▶ [REQUEST]: Transcribe all of the material exactly. Any picture in it should be left out.

((

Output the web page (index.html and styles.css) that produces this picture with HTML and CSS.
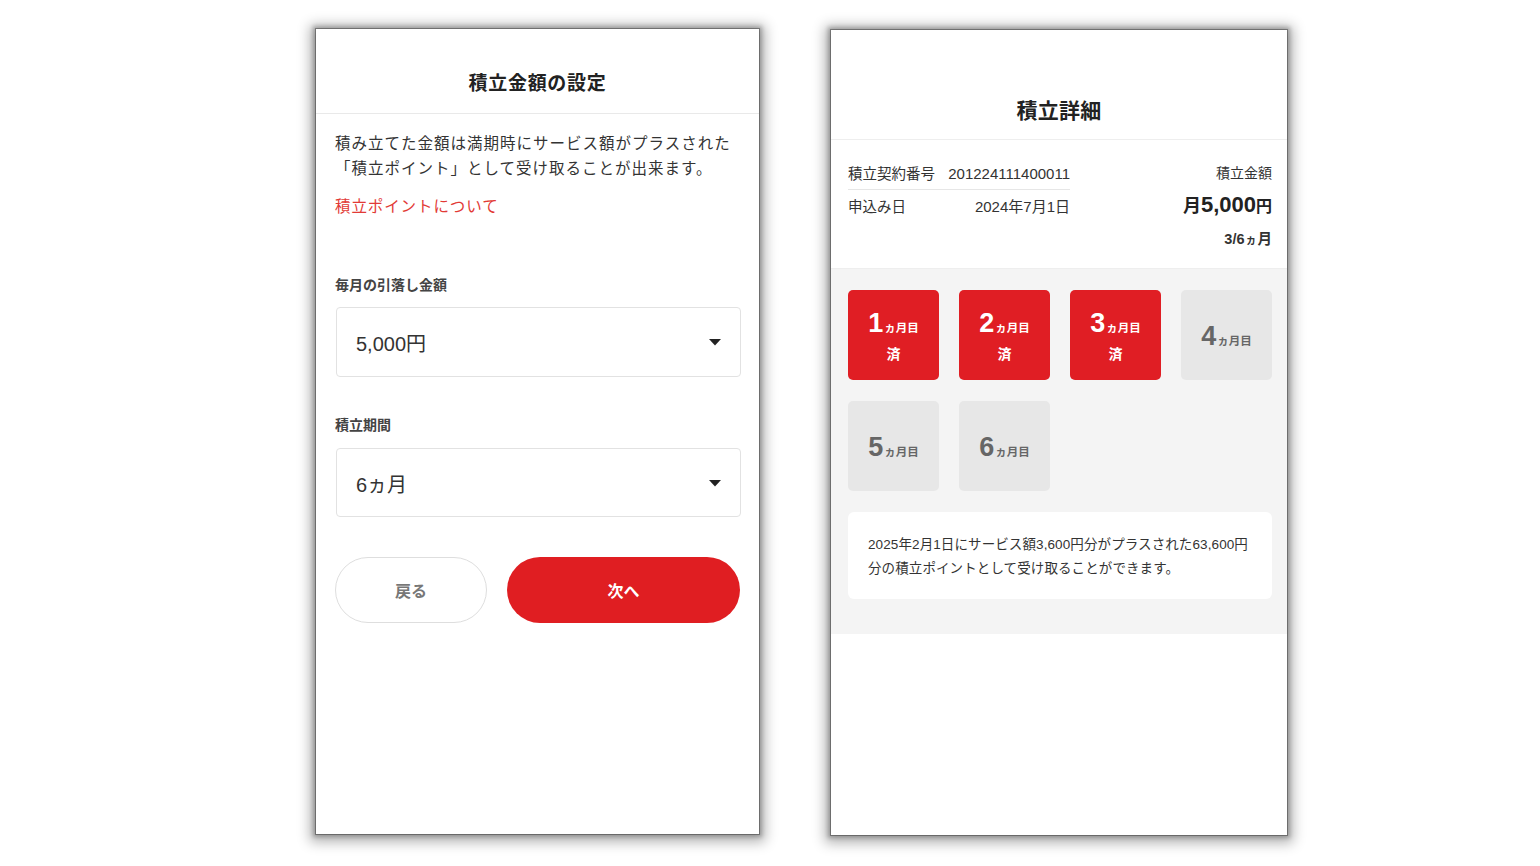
FILE: index.html
```html
<!DOCTYPE html>
<html lang="ja">
<head>
<meta charset="utf-8">
<title>積立</title>
<link rel="stylesheet" href="styles.css">
</head>
<body>
<div class="stage">
  <section class="panel panel-left">
    <header class="panel-head"><h1 class="title">積立金額の設定</h1></header>
    <div class="panel-body">
      <p class="lead">積み立てた金額は満期時にサービス額がプラスされた<br>「積立ポイント」として受け取ることが出来ます。</p>
      <a class="link">積立ポイントについて</a>
      <div class="field-label first">毎月の引落し金額</div>
      <div class="select">
        <span class="select-value">5,000円</span>
        <svg class="caret" width="12" height="7" viewBox="0 0 12 7"><path d="M0 0H12L6 6.5Z" fill="#222"/></svg>
      </div>
      <div class="field-label second">積立期間</div>
      <div class="select select2">
        <span class="select-value">6ヵ月</span>
        <svg class="caret" width="12" height="7" viewBox="0 0 12 7"><path d="M0 0H12L6 6.5Z" fill="#222"/></svg>
      </div>
      <div class="buttons">
        <button class="btn btn-back">戻る</button>
        <button class="btn btn-next">次へ</button>
      </div>
    </div>
  </section>

  <section class="panel panel-right">
    <header class="panel-head head-right"><h1 class="title title-right">積立詳細</h1></header>
    <div class="info">
      <div class="info-left">
        <div class="info-row row1"><span class="k">積立契約番号</span><span class="v">201224111400011</span></div>
        <div class="info-row row2"><span class="k">申込み日</span><span class="v">2024年7月1日</span></div>
      </div>
      <div class="info-right">
        <div class="amt-label">積立金額</div>
        <div class="amt"><span class="amt-pre">月</span><span class="amt-num">5,000</span><span class="amt-yen">円</span></div>
        <div class="amt-prog">3/6<span class="small">ヵ</span>月</div>
      </div>
    </div>
    <div class="gray">
      <div class="tiles">
        <div class="tile done"><div class="tl1"><span class="n">1</span><span class="u">ヵ月目</span></div><div class="tl2">済</div></div>
        <div class="tile done"><div class="tl1"><span class="n">2</span><span class="u">ヵ月目</span></div><div class="tl2">済</div></div>
        <div class="tile done"><div class="tl1"><span class="n">3</span><span class="u">ヵ月目</span></div><div class="tl2">済</div></div>
        <div class="tile"><div class="tl1"><span class="n">4</span><span class="u">ヵ月目</span></div></div>
        <div class="tile"><div class="tl1"><span class="n">5</span><span class="u">ヵ月目</span></div></div>
        <div class="tile"><div class="tl1"><span class="n">6</span><span class="u">ヵ月目</span></div></div>
      </div>
      <div class="note">2025年2月1日にサービス額3,600円分がプラスされた63,600円<br>分の積立ポイントとして受け取ることができます。</div>
    </div>
  </section>
</div>
</body>
</html>
```

FILE: styles.css
```css
* { box-sizing: border-box; }
html, body { margin: 0; padding: 0; background: #fff; }
body {
  font-family: "Liberation Sans", "Noto Sans CJK JP", "Noto Sans", sans-serif;
  color: #333;
  width: 1540px;
  height: 866px;
  overflow: hidden;
}
.stage {
  display: flex;
  align-items: flex-start;
  gap: 72px;
  padding: 29px 0 0 316px;
}
.panel {
  background: #fff;
  height: 805px;
  box-shadow: 0 0 0 1px rgba(0,0,0,0.3), 0 0 4px 3px rgba(0,0,0,0.22), 0 2px 12px 6px rgba(0,0,0,0.3);
}
.panel-left { width: 443px; }
.panel-right { width: 456px; margin-top: 1px; }

.panel-head {
  padding: 41px 0 15px;
  border-bottom: 1px solid #e9e9e9;
  text-align: center;
}
.title {
  margin: 0;
  font-size: 19px;
  line-height: 28px;
  font-weight: 700;
  color: #222;
  letter-spacing: 0.7px;
}
.head-right { padding: 67px 0 14px; border-bottom-color: #eeeeee; }
.title-right { font-size: 21px; letter-spacing: 0.3px; }

.panel-body { padding: 17px 18px 0 19px; }
.lead {
  margin: 0;
  font-size: 15.5px;
  line-height: 25px;
  letter-spacing: 1px;
  color: #333;
}
.link {
  display: block;
  margin-top: 13px;
  font-size: 15.5px;
  line-height: 25px;
  color: #e23a36;
  letter-spacing: 0.9px;
}
.field-label {
  font-size: 14px;
  font-weight: 700;
  line-height: 20px;
  color: #444;
}
.field-label.first { margin-top: 56px; }
.field-label.second { margin-top: 38px; }
.select {
  margin-top: 12px;
  margin-left: 1px;
  height: 70px;
  border: 1px solid #e2e2e2;
  border-radius: 4px;
  display: flex;
  align-items: center;
  justify-content: space-between;
  padding: 0 19px 0 19px;
}
.select2 { margin-top: 13px; height: 69px; }
.select-value { font-size: 20px; color: #333; margin-top: 1px; }
.caret { display: block; margin-top: 1px; }

.buttons {
  display: flex;
  gap: 20px;
  margin-top: 40px;
}
.btn {
  font-family: inherit;
  height: 66px;
  border-radius: 33px;
  font-size: 16px;
  font-weight: 700;
  cursor: pointer;
}
.btn-back {
  width: 152px;
  background: #fff;
  border: 1px solid #dedede;
  color: #777;
}
.btn-next {
  width: 233px;
  background: #e01e22;
  border: none;
  color: #fff;
}

.info {
  display: flex;
  justify-content: space-between;
  padding: 23px 15px 17px 17px;
  border-bottom: 1px solid #eeeeee;
  height: 129px;
}
.info-left { width: 222px; }
.info-row {
  display: flex;
  justify-content: space-between;
  font-size: 15px;
  line-height: 22px;
  color: #333;
}
.info-row .k { font-size: 14.5px; }
.row1 { padding-bottom: 4px; border-bottom: 1px solid #e6e6e6; }
.row2 { padding-top: 6px; }
.info-right { text-align: right; }
.amt-label { font-size: 14px; line-height: 22px; color: #333; margin-top: -1px; }
.amt { line-height: 42px; font-weight: 700; color: #222; }
.amt-pre { font-size: 18px; }
.amt-num { font-size: 22px; }
.amt-yen { font-size: 16px; }
.amt-prog { font-size: 14.5px; font-weight: 700; line-height: 22px; color: #333; }
.amt-prog .small { font-size: 11px; margin: 0 1px; }

.gray {
  background: #f4f4f4;
  padding: 21px 15px 35px 17px;
}
.tiles {
  display: grid;
  grid-template-columns: repeat(4, 91px);
  column-gap: 20px;
  row-gap: 21px;
}
.tile {
  height: 90px;
  border-radius: 5px;
  background: #e7e7e7;
  color: #666;
  display: flex;
  flex-direction: column;
  align-items: center;
  justify-content: center;
  font-weight: 700;
}
.tile.done { background: #e01e24; color: #fff; }
.tl1 { line-height: 30px; height: 30px; white-space: nowrap; margin-top: 2px; }
.tl1 .n { font-size: 27px; }
.tl1 .u { font-size: 11.5px; margin-left: 1px; }
.tl2 { font-size: 14px; line-height: 20px; margin-top: 6px; }
.tile.done .tl1 { margin-top: 2px; }

.note {
  margin-top: 21px;
  background: #fff;
  border-radius: 6px;
  padding: 21px 10px 18px 20px;
  font-size: 13.5px;
  line-height: 24px;
  color: #333;
  letter-spacing: 0.1px;
}
```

))

▶ [TASK ANSWER]:
Output the web page (index.html and styles.css) that produces this picture with HTML and CSS.
FILE: index.html
```html
<!DOCTYPE html>
<html lang="ja">
<head>
<meta charset="utf-8">
<title>積立</title>
<link rel="stylesheet" href="styles.css">
</head>
<body>
<div class="stage">
  <section class="panel panel-left">
    <header class="panel-head"><h1 class="title">積立金額の設定</h1></header>
    <div class="panel-body">
      <p class="lead">積み立てた金額は満期時にサービス額がプラスされた<br>「積立ポイント」として受け取ることが出来ます。</p>
      <a class="link">積立ポイントについて</a>
      <div class="field-label first">毎月の引落し金額</div>
      <div class="select">
        <span class="select-value">5,000円</span>
        <svg class="caret" width="12" height="7" viewBox="0 0 12 7"><path d="M0 0H12L6 6.5Z" fill="#222"/></svg>
      </div>
      <div class="field-label second">積立期間</div>
      <div class="select select2">
        <span class="select-value">6ヵ月</span>
        <svg class="caret" width="12" height="7" viewBox="0 0 12 7"><path d="M0 0H12L6 6.5Z" fill="#222"/></svg>
      </div>
      <div class="buttons">
        <button class="btn btn-back">戻る</button>
        <button class="btn btn-next">次へ</button>
      </div>
    </div>
  </section>

  <section class="panel panel-right">
    <header class="panel-head head-right"><h1 class="title title-right">積立詳細</h1></header>
    <div class="info">
      <div class="info-left">
        <div class="info-row row1"><span class="k">積立契約番号</span><span class="v">201224111400011</span></div>
        <div class="info-row row2"><span class="k">申込み日</span><span class="v">2024年7月1日</span></div>
      </div>
      <div class="info-right">
        <div class="amt-label">積立金額</div>
        <div class="amt"><span class="amt-pre">月</span><span class="amt-num">5,000</span><span class="amt-yen">円</span></div>
        <div class="amt-prog">3/6<span class="small">ヵ</span>月</div>
      </div>
    </div>
    <div class="gray">
      <div class="tiles">
        <div class="tile done"><div class="tl1"><span class="n">1</span><span class="u">ヵ月目</span></div><div class="tl2">済</div></div>
        <div class="tile done"><div class="tl1"><span class="n">2</span><span class="u">ヵ月目</span></div><div class="tl2">済</div></div>
        <div class="tile done"><div class="tl1"><span class="n">3</span><span class="u">ヵ月目</span></div><div class="tl2">済</div></div>
        <div class="tile"><div class="tl1"><span class="n">4</span><span class="u">ヵ月目</span></div></div>
        <div class="tile"><div class="tl1"><span class="n">5</span><span class="u">ヵ月目</span></div></div>
        <div class="tile"><div class="tl1"><span class="n">6</span><span class="u">ヵ月目</span></div></div>
      </div>
      <div class="note">2025年2月1日にサービス額3,600円分がプラスされた63,600円<br>分の積立ポイントとして受け取ることができます。</div>
    </div>
  </section>
</div>
</body>
</html>
```

FILE: styles.css
```css
* { box-sizing: border-box; }
html, body { margin: 0; padding: 0; background: #fff; }
body {
  font-family: "Liberation Sans", "Noto Sans CJK JP", "Noto Sans", sans-serif;
  color: #333;
  width: 1540px;
  height: 866px;
  overflow: hidden;
}
.stage {
  display: flex;
  align-items: flex-start;
  gap: 72px;
  padding: 29px 0 0 316px;
}
.panel {
  background: #fff;
  height: 805px;
  box-shadow: 0 0 0 1px rgba(0,0,0,0.3), 0 0 4px 3px rgba(0,0,0,0.22), 0 2px 12px 6px rgba(0,0,0,0.3);
}
.panel-left { width: 443px; }
.panel-right { width: 456px; margin-top: 1px; }

.panel-head {
  padding: 41px 0 15px;
  border-bottom: 1px solid #e9e9e9;
  text-align: center;
}
.title {
  margin: 0;
  font-size: 19px;
  line-height: 28px;
  font-weight: 700;
  color: #222;
  letter-spacing: 0.7px;
}
.head-right { padding: 67px 0 14px; border-bottom-color: #eeeeee; }
.title-right { font-size: 21px; letter-spacing: 0.3px; }

.panel-body { padding: 17px 18px 0 19px; }
.lead {
  margin: 0;
  font-size: 15.5px;
  line-height: 25px;
  letter-spacing: 1px;
  color: #333;
}
.link {
  display: block;
  margin-top: 13px;
  font-size: 15.5px;
  line-height: 25px;
  color: #e23a36;
  letter-spacing: 0.9px;
}
.field-label {
  font-size: 14px;
  font-weight: 700;
  line-height: 20px;
  color: #444;
}
.field-label.first { margin-top: 56px; }
.field-label.second { margin-top: 38px; }
.select {
  margin-top: 12px;
  margin-left: 1px;
  height: 70px;
  border: 1px solid #e2e2e2;
  border-radius: 4px;
  display: flex;
  align-items: center;
  justify-content: space-between;
  padding: 0 19px 0 19px;
}
.select2 { margin-top: 13px; height: 69px; }
.select-value { font-size: 20px; color: #333; margin-top: 1px; }
.caret { display: block; margin-top: 1px; }

.buttons {
  display: flex;
  gap: 20px;
  margin-top: 40px;
}
.btn {
  font-family: inherit;
  height: 66px;
  border-radius: 33px;
  font-size: 16px;
  font-weight: 700;
  cursor: pointer;
}
.btn-back {
  width: 152px;
  background: #fff;
  border: 1px solid #dedede;
  color: #777;
}
.btn-next {
  width: 233px;
  background: #e01e22;
  border: none;
  color: #fff;
}

.info {
  display: flex;
  justify-content: space-between;
  padding: 23px 15px 17px 17px;
  border-bottom: 1px solid #eeeeee;
  height: 129px;
}
.info-left { width: 222px; }
.info-row {
  display: flex;
  justify-content: space-between;
  font-size: 15px;
  line-height: 22px;
  color: #333;
}
.info-row .k { font-size: 14.5px; }
.row1 { padding-bottom: 4px; border-bottom: 1px solid #e6e6e6; }
.row2 { padding-top: 6px; }
.info-right { text-align: right; }
.amt-label { font-size: 14px; line-height: 22px; color: #333; margin-top: -1px; }
.amt { line-height: 42px; font-weight: 700; color: #222; }
.amt-pre { font-size: 18px; }
.amt-num { font-size: 22px; }
.amt-yen { font-size: 16px; }
.amt-prog { font-size: 14.5px; font-weight: 700; line-height: 22px; color: #333; }
.amt-prog .small { font-size: 11px; margin: 0 1px; }

.gray {
  background: #f4f4f4;
  padding: 21px 15px 35px 17px;
}
.tiles {
  display: grid;
  grid-template-columns: repeat(4, 91px);
  column-gap: 20px;
  row-gap: 21px;
}
.tile {
  height: 90px;
  border-radius: 5px;
  background: #e7e7e7;
  color: #666;
  display: flex;
  flex-direction: column;
  align-items: center;
  justify-content: center;
  font-weight: 700;
}
.tile.done { background: #e01e24; color: #fff; }
.tl1 { line-height: 30px; height: 30px; white-space: nowrap; margin-top: 2px; }
.tl1 .n { font-size: 27px; }
.tl1 .u { font-size: 11.5px; margin-left: 1px; }
.tl2 { font-size: 14px; line-height: 20px; margin-top: 6px; }
.tile.done .tl1 { margin-top: 2px; }

.note {
  margin-top: 21px;
  background: #fff;
  border-radius: 6px;
  padding: 21px 10px 18px 20px;
  font-size: 13.5px;
  line-height: 24px;
  color: #333;
  letter-spacing: 0.1px;
}
```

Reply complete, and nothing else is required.